Check each line for the string "styles", then give only how many lines have it.

● ● ● ●

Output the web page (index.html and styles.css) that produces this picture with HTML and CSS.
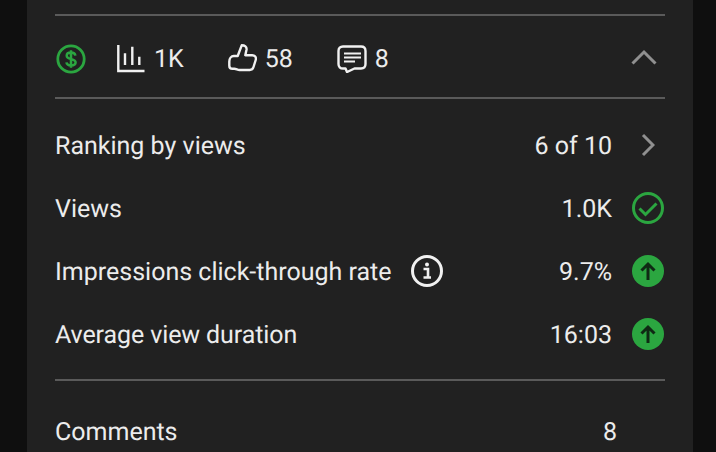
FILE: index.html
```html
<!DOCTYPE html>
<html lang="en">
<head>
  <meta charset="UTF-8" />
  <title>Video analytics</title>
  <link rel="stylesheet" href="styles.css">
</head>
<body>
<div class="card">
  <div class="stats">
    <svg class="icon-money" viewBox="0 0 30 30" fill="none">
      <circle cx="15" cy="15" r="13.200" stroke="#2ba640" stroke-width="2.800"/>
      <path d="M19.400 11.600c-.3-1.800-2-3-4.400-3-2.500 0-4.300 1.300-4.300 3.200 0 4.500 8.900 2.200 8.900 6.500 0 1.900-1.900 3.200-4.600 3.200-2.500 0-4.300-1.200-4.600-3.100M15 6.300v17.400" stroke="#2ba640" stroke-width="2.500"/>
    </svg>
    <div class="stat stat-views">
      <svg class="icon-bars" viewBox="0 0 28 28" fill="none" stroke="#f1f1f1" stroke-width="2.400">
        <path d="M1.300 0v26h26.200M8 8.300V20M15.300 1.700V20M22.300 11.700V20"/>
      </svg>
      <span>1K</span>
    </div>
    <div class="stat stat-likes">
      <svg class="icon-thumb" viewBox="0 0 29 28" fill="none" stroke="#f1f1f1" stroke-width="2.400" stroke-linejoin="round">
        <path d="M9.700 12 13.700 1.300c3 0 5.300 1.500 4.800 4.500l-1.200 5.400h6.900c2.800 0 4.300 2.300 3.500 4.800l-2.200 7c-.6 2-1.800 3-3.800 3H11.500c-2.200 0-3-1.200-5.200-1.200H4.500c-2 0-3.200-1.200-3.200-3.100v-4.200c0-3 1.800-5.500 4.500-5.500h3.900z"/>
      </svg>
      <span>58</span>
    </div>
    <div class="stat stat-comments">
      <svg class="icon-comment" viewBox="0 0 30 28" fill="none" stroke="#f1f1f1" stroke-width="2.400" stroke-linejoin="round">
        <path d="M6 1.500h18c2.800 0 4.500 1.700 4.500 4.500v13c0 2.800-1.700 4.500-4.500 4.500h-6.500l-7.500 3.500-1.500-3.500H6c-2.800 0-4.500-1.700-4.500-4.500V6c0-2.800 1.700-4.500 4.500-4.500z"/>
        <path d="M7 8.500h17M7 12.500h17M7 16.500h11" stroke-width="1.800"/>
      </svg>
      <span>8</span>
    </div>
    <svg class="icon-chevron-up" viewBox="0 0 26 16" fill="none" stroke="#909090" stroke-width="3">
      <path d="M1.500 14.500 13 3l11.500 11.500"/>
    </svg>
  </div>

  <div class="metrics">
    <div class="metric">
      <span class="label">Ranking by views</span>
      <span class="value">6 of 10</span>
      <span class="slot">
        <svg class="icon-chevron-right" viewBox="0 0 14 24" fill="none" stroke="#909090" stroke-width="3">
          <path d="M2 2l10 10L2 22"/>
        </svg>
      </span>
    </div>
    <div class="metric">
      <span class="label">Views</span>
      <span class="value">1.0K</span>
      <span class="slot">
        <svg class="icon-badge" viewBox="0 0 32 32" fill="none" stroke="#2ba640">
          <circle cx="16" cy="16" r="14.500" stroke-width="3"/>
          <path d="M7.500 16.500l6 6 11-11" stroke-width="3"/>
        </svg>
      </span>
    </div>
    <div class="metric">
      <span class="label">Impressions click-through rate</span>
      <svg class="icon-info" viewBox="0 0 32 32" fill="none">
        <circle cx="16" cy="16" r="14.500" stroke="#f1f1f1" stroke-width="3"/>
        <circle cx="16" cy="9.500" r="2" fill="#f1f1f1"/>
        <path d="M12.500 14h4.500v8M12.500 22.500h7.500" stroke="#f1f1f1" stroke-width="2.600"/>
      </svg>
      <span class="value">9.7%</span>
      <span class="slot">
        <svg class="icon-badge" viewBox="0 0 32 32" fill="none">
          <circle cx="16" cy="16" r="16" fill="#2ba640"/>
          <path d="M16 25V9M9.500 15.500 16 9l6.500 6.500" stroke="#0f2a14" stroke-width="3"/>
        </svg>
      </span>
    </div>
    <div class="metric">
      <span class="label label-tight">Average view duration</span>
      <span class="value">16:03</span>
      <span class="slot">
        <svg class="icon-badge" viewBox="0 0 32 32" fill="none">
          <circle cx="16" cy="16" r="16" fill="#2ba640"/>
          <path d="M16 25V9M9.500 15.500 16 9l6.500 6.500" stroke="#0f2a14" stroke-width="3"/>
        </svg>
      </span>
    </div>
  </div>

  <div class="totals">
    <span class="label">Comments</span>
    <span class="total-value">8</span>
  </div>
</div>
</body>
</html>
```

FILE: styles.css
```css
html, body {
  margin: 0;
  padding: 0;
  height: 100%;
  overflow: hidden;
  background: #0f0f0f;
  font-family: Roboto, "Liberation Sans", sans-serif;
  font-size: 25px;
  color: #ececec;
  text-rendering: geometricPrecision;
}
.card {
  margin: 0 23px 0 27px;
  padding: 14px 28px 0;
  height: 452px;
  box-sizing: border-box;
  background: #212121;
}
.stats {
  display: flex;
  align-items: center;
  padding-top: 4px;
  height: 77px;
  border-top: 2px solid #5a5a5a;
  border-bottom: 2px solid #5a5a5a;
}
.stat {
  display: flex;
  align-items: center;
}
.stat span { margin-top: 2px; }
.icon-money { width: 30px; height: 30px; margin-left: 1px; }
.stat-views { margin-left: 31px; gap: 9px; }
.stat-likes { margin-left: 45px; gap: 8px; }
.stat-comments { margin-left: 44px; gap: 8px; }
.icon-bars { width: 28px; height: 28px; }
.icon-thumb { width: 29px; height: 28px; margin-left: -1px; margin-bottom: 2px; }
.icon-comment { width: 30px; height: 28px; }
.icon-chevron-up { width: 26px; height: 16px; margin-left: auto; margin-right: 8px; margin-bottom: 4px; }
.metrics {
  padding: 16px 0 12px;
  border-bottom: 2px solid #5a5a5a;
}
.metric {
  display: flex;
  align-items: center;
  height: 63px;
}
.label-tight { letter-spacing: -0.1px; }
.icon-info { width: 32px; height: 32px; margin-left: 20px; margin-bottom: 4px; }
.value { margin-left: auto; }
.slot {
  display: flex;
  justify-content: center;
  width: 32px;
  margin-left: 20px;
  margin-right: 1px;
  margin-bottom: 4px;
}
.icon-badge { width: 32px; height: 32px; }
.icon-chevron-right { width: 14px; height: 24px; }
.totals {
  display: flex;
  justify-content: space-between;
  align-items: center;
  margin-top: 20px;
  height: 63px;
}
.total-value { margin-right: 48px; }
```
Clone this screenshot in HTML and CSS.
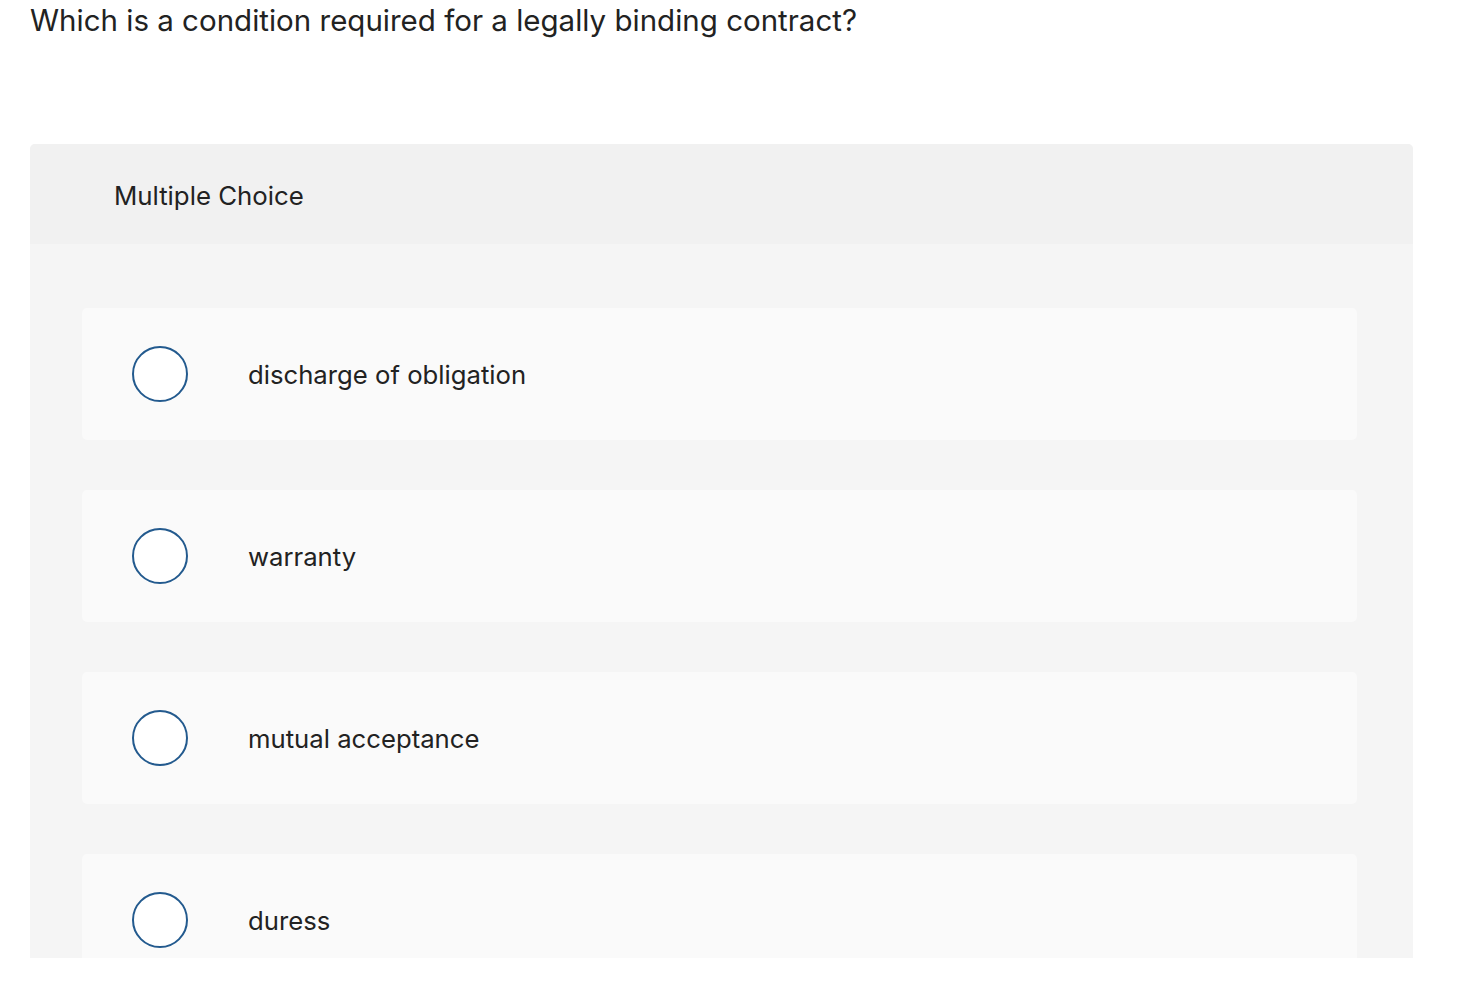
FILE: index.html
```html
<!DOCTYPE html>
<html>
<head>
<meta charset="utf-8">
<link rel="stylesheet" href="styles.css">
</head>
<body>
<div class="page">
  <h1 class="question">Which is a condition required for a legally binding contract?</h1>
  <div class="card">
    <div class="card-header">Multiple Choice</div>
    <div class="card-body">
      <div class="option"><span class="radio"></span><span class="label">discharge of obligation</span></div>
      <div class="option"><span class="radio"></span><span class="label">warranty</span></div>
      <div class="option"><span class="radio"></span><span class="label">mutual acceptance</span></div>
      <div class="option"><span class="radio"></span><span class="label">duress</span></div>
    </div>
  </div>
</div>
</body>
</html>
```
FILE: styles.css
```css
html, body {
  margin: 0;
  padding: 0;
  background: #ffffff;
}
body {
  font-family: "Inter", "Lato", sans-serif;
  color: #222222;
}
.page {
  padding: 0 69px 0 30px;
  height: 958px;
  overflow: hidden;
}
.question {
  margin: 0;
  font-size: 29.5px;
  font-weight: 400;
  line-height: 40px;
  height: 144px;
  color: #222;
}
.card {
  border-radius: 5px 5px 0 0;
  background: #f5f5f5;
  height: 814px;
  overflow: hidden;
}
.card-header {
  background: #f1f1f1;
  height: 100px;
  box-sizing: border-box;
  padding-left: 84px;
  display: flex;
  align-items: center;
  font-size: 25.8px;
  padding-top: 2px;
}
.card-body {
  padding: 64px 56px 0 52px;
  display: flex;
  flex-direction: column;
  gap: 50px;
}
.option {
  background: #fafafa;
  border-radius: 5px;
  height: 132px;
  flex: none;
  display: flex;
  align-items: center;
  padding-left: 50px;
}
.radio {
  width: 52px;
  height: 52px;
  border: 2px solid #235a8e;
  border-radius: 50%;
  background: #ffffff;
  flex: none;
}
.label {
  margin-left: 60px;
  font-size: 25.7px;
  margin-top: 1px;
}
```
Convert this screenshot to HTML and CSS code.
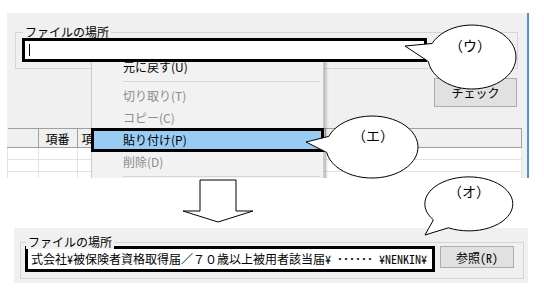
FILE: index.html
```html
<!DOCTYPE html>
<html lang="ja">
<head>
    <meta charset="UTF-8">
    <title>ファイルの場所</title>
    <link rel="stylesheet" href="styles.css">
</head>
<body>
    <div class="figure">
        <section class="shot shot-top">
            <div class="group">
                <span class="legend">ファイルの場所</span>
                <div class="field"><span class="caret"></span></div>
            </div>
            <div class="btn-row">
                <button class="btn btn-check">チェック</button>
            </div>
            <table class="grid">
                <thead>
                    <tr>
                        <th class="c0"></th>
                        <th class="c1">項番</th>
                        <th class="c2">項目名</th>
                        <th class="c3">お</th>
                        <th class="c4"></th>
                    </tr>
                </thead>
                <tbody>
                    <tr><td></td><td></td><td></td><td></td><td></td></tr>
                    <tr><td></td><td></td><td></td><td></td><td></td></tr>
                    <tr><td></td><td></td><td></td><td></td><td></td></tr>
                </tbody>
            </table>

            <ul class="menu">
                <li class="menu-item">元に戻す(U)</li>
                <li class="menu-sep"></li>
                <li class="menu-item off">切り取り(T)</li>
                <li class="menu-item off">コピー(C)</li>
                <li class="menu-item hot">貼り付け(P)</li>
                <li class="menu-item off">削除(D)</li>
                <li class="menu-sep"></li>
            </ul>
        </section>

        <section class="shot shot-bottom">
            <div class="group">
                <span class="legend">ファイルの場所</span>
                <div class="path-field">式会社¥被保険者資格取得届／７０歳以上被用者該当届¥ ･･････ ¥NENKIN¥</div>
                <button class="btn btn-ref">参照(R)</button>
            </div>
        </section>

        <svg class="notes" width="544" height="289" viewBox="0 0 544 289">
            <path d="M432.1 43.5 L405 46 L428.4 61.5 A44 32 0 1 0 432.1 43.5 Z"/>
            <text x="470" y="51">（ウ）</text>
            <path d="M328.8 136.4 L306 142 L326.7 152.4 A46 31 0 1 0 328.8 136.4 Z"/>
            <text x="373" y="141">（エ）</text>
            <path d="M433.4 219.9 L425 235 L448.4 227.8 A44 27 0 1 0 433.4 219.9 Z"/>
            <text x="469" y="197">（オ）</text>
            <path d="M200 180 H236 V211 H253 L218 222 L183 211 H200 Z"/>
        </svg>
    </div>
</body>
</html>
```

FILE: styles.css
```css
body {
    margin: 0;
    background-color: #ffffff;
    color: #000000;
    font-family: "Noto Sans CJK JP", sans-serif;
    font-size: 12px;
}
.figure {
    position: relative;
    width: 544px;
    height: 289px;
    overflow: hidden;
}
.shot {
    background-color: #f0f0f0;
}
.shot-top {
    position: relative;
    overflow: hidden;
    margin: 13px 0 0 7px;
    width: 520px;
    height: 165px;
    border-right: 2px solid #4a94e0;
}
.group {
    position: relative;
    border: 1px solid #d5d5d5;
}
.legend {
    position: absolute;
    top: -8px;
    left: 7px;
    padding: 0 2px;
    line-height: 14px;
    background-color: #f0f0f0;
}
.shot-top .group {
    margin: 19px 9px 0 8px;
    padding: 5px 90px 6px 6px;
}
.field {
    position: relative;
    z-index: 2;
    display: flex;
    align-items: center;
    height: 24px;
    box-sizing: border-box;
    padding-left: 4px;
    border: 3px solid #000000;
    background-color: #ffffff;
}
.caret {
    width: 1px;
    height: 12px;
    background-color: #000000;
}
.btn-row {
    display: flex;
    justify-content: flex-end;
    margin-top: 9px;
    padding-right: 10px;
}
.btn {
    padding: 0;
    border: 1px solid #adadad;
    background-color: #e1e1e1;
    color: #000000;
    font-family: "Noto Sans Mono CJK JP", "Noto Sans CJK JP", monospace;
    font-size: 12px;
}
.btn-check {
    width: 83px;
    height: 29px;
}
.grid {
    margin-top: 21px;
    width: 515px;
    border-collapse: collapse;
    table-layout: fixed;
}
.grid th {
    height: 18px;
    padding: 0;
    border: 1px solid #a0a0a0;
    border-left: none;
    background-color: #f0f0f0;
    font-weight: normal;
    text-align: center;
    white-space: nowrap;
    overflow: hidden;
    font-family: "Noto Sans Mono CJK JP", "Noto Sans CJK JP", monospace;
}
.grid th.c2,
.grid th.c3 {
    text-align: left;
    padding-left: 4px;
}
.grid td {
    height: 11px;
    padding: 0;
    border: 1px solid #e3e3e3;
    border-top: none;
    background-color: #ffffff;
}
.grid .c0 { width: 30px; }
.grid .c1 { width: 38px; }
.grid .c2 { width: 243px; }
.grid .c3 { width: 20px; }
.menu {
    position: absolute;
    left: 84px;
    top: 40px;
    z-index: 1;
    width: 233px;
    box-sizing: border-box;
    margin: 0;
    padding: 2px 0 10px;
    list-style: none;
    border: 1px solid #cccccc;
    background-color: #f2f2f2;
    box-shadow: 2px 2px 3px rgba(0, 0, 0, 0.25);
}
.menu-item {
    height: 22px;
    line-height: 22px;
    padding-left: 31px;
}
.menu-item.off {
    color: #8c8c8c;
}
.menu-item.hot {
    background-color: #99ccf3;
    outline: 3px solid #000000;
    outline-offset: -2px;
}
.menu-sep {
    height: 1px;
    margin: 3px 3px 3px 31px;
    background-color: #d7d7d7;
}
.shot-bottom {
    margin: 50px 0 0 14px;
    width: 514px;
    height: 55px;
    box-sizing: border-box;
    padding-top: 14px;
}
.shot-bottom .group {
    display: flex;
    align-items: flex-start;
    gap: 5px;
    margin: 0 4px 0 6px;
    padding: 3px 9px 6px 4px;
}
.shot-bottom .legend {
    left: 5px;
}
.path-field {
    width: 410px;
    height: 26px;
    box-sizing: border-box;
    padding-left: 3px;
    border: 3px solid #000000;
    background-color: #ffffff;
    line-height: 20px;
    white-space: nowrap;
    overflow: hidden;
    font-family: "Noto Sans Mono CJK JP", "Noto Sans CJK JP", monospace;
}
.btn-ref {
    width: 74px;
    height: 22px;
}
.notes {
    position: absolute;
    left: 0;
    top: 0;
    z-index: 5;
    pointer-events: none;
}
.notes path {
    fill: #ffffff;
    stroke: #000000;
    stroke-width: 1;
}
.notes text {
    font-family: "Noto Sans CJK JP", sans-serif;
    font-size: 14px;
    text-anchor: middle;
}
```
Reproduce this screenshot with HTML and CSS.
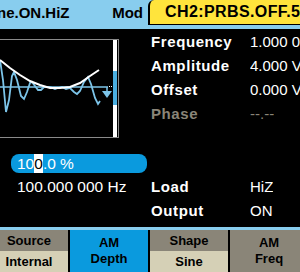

● ● ● ●

## WRITTEN ANSWER
7